AIM OF THE EXERCISE
Word for word, restate every line of the listing that follows.

RAW DATA

____________

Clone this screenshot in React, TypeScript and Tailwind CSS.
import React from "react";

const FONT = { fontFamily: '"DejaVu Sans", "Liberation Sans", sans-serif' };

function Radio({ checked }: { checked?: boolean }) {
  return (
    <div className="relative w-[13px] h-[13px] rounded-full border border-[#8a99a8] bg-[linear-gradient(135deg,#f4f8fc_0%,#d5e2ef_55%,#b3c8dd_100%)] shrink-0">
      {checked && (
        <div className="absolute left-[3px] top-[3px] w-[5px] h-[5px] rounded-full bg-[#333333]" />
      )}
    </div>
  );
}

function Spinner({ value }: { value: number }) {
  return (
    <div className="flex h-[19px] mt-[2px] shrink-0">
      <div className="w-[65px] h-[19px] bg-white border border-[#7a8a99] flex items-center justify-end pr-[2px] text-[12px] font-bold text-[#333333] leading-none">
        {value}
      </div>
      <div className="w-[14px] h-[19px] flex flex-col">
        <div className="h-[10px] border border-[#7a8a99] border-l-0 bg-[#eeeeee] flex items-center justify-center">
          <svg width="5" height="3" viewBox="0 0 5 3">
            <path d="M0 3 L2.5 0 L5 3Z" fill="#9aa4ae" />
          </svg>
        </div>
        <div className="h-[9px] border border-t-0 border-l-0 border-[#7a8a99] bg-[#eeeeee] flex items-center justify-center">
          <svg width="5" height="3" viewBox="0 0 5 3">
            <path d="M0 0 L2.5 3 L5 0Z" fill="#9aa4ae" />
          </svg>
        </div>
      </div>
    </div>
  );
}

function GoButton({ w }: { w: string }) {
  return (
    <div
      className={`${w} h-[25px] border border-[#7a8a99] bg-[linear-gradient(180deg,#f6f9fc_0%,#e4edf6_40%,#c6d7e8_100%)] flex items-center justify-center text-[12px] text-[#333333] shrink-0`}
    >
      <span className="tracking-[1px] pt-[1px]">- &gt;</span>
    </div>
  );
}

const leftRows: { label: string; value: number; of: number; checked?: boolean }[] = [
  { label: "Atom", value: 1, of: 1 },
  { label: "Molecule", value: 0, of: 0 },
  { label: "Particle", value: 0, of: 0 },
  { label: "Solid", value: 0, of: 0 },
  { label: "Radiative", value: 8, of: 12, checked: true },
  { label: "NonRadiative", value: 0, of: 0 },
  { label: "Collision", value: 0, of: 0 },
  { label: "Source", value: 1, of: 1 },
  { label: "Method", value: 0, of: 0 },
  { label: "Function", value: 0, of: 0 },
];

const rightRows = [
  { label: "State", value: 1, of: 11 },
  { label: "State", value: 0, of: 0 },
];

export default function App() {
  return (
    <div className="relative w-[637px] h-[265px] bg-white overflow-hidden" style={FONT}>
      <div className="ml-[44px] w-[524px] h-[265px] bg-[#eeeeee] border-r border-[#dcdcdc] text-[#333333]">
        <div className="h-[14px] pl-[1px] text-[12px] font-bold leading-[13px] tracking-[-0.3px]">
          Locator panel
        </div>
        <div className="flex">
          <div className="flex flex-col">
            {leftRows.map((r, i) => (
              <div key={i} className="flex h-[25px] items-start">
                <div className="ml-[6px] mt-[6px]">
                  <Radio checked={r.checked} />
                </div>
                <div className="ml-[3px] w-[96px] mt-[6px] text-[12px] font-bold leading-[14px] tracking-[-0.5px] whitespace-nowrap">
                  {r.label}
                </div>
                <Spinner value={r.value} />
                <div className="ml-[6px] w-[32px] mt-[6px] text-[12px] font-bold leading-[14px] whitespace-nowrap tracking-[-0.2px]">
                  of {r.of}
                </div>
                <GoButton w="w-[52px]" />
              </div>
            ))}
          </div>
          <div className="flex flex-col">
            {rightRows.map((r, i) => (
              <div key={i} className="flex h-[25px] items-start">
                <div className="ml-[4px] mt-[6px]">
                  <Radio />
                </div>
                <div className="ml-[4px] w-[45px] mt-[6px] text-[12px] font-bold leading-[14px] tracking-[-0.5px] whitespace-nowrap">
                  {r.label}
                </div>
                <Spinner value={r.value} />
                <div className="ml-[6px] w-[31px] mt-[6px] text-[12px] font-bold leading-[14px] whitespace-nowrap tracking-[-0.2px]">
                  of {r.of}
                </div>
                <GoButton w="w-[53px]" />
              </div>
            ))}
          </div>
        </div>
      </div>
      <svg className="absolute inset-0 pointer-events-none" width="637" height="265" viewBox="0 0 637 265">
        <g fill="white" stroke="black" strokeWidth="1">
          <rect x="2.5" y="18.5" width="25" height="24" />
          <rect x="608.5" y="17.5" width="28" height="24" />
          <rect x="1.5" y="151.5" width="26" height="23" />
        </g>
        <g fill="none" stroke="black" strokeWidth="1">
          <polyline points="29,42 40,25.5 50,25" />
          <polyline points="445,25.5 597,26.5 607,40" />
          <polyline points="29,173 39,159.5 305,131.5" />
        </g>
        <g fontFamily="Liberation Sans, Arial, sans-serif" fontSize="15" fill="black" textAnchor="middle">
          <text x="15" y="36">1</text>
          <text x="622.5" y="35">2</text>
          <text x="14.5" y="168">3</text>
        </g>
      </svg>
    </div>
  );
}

____________

TASK SOLUTION
Clone this screenshot in React, TypeScript and Tailwind CSS.
import React from "react";

const FONT = { fontFamily: '"DejaVu Sans", "Liberation Sans", sans-serif' };

function Radio({ checked }: { checked?: boolean }) {
  return (
    <div className="relative w-[13px] h-[13px] rounded-full border border-[#8a99a8] bg-[linear-gradient(135deg,#f4f8fc_0%,#d5e2ef_55%,#b3c8dd_100%)] shrink-0">
      {checked && (
        <div className="absolute left-[3px] top-[3px] w-[5px] h-[5px] rounded-full bg-[#333333]" />
      )}
    </div>
  );
}

function Spinner({ value }: { value: number }) {
  return (
    <div className="flex h-[19px] mt-[2px] shrink-0">
      <div className="w-[65px] h-[19px] bg-white border border-[#7a8a99] flex items-center justify-end pr-[2px] text-[12px] font-bold text-[#333333] leading-none">
        {value}
      </div>
      <div className="w-[14px] h-[19px] flex flex-col">
        <div className="h-[10px] border border-[#7a8a99] border-l-0 bg-[#eeeeee] flex items-center justify-center">
          <svg width="5" height="3" viewBox="0 0 5 3">
            <path d="M0 3 L2.5 0 L5 3Z" fill="#9aa4ae" />
          </svg>
        </div>
        <div className="h-[9px] border border-t-0 border-l-0 border-[#7a8a99] bg-[#eeeeee] flex items-center justify-center">
          <svg width="5" height="3" viewBox="0 0 5 3">
            <path d="M0 0 L2.5 3 L5 0Z" fill="#9aa4ae" />
          </svg>
        </div>
      </div>
    </div>
  );
}

function GoButton({ w }: { w: string }) {
  return (
    <div
      className={`${w} h-[25px] border border-[#7a8a99] bg-[linear-gradient(180deg,#f6f9fc_0%,#e4edf6_40%,#c6d7e8_100%)] flex items-center justify-center text-[12px] text-[#333333] shrink-0`}
    >
      <span className="tracking-[1px] pt-[1px]">- &gt;</span>
    </div>
  );
}

const leftRows: { label: string; value: number; of: number; checked?: boolean }[] = [
  { label: "Atom", value: 1, of: 1 },
  { label: "Molecule", value: 0, of: 0 },
  { label: "Particle", value: 0, of: 0 },
  { label: "Solid", value: 0, of: 0 },
  { label: "Radiative", value: 8, of: 12, checked: true },
  { label: "NonRadiative", value: 0, of: 0 },
  { label: "Collision", value: 0, of: 0 },
  { label: "Source", value: 1, of: 1 },
  { label: "Method", value: 0, of: 0 },
  { label: "Function", value: 0, of: 0 },
];

const rightRows = [
  { label: "State", value: 1, of: 11 },
  { label: "State", value: 0, of: 0 },
];

export default function App() {
  return (
    <div className="relative w-[637px] h-[265px] bg-white overflow-hidden" style={FONT}>
      <div className="ml-[44px] w-[524px] h-[265px] bg-[#eeeeee] border-r border-[#dcdcdc] text-[#333333]">
        <div className="h-[14px] pl-[1px] text-[12px] font-bold leading-[13px] tracking-[-0.3px]">
          Locator panel
        </div>
        <div className="flex">
          <div className="flex flex-col">
            {leftRows.map((r, i) => (
              <div key={i} className="flex h-[25px] items-start">
                <div className="ml-[6px] mt-[6px]">
                  <Radio checked={r.checked} />
                </div>
                <div className="ml-[3px] w-[96px] mt-[6px] text-[12px] font-bold leading-[14px] tracking-[-0.5px] whitespace-nowrap">
                  {r.label}
                </div>
                <Spinner value={r.value} />
                <div className="ml-[6px] w-[32px] mt-[6px] text-[12px] font-bold leading-[14px] whitespace-nowrap tracking-[-0.2px]">
                  of {r.of}
                </div>
                <GoButton w="w-[52px]" />
              </div>
            ))}
          </div>
          <div className="flex flex-col">
            {rightRows.map((r, i) => (
              <div key={i} className="flex h-[25px] items-start">
                <div className="ml-[4px] mt-[6px]">
                  <Radio />
                </div>
                <div className="ml-[4px] w-[45px] mt-[6px] text-[12px] font-bold leading-[14px] tracking-[-0.5px] whitespace-nowrap">
                  {r.label}
                </div>
                <Spinner value={r.value} />
                <div className="ml-[6px] w-[31px] mt-[6px] text-[12px] font-bold leading-[14px] whitespace-nowrap tracking-[-0.2px]">
                  of {r.of}
                </div>
                <GoButton w="w-[53px]" />
              </div>
            ))}
          </div>
        </div>
      </div>
      <svg className="absolute inset-0 pointer-events-none" width="637" height="265" viewBox="0 0 637 265">
        <g fill="white" stroke="black" strokeWidth="1">
          <rect x="2.5" y="18.5" width="25" height="24" />
          <rect x="608.5" y="17.5" width="28" height="24" />
          <rect x="1.5" y="151.5" width="26" height="23" />
        </g>
        <g fill="none" stroke="black" strokeWidth="1">
          <polyline points="29,42 40,25.5 50,25" />
          <polyline points="445,25.5 597,26.5 607,40" />
          <polyline points="29,173 39,159.5 305,131.5" />
        </g>
        <g fontFamily="Liberation Sans, Arial, sans-serif" fontSize="15" fill="black" textAnchor="middle">
          <text x="15" y="36">1</text>
          <text x="622.5" y="35">2</text>
          <text x="14.5" y="168">3</text>
        </g>
      </svg>
    </div>
  );
}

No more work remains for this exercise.